* Data excerpt:
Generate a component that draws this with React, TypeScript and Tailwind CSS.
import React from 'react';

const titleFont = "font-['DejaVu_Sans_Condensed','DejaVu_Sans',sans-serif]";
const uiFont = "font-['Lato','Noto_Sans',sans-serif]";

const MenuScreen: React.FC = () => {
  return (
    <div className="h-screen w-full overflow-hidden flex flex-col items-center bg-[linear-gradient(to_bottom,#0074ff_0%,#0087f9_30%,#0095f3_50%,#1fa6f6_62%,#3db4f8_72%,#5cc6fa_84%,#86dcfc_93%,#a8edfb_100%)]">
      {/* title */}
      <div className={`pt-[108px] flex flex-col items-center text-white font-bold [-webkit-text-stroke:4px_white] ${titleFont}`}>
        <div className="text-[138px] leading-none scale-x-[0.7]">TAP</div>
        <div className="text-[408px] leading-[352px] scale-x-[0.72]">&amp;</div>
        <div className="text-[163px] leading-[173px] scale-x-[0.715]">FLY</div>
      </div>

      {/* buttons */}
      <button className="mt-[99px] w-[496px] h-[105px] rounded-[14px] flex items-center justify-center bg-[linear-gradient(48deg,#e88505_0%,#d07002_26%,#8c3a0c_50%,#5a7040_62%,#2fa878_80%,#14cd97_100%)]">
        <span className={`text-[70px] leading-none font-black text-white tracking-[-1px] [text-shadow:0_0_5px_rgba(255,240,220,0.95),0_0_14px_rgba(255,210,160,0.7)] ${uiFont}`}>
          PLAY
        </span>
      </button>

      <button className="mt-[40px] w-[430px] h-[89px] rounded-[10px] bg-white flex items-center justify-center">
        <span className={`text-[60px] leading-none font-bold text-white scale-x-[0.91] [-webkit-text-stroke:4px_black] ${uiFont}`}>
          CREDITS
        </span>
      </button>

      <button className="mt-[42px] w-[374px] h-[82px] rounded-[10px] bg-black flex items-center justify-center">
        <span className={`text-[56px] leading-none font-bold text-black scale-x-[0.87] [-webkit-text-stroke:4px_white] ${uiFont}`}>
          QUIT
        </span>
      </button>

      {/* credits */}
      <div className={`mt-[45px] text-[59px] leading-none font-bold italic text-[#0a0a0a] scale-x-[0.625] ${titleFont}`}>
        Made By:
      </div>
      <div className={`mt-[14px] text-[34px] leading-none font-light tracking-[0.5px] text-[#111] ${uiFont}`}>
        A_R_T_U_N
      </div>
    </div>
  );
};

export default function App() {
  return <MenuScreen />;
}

* What you should do: Using the listing above, retype each line exactly.

* Worked answer:
Generate a component that draws this with React, TypeScript and Tailwind CSS.
import React from 'react';

const titleFont = "font-['DejaVu_Sans_Condensed','DejaVu_Sans',sans-serif]";
const uiFont = "font-['Lato','Noto_Sans',sans-serif]";

const MenuScreen: React.FC = () => {
  return (
    <div className="h-screen w-full overflow-hidden flex flex-col items-center bg-[linear-gradient(to_bottom,#0074ff_0%,#0087f9_30%,#0095f3_50%,#1fa6f6_62%,#3db4f8_72%,#5cc6fa_84%,#86dcfc_93%,#a8edfb_100%)]">
      {/* title */}
      <div className={`pt-[108px] flex flex-col items-center text-white font-bold [-webkit-text-stroke:4px_white] ${titleFont}`}>
        <div className="text-[138px] leading-none scale-x-[0.7]">TAP</div>
        <div className="text-[408px] leading-[352px] scale-x-[0.72]">&amp;</div>
        <div className="text-[163px] leading-[173px] scale-x-[0.715]">FLY</div>
      </div>

      {/* buttons */}
      <button className="mt-[99px] w-[496px] h-[105px] rounded-[14px] flex items-center justify-center bg-[linear-gradient(48deg,#e88505_0%,#d07002_26%,#8c3a0c_50%,#5a7040_62%,#2fa878_80%,#14cd97_100%)]">
        <span className={`text-[70px] leading-none font-black text-white tracking-[-1px] [text-shadow:0_0_5px_rgba(255,240,220,0.95),0_0_14px_rgba(255,210,160,0.7)] ${uiFont}`}>
          PLAY
        </span>
      </button>

      <button className="mt-[40px] w-[430px] h-[89px] rounded-[10px] bg-white flex items-center justify-center">
        <span className={`text-[60px] leading-none font-bold text-white scale-x-[0.91] [-webkit-text-stroke:4px_black] ${uiFont}`}>
          CREDITS
        </span>
      </button>

      <button className="mt-[42px] w-[374px] h-[82px] rounded-[10px] bg-black flex items-center justify-center">
        <span className={`text-[56px] leading-none font-bold text-black scale-x-[0.87] [-webkit-text-stroke:4px_white] ${uiFont}`}>
          QUIT
        </span>
      </button>

      {/* credits */}
      <div className={`mt-[45px] text-[59px] leading-none font-bold italic text-[#0a0a0a] scale-x-[0.625] ${titleFont}`}>
        Made By:
      </div>
      <div className={`mt-[14px] text-[34px] leading-none font-light tracking-[0.5px] text-[#111] ${uiFont}`}>
        A_R_T_U_N
      </div>
    </div>
  );
};

export default function App() {
  return <MenuScreen />;
}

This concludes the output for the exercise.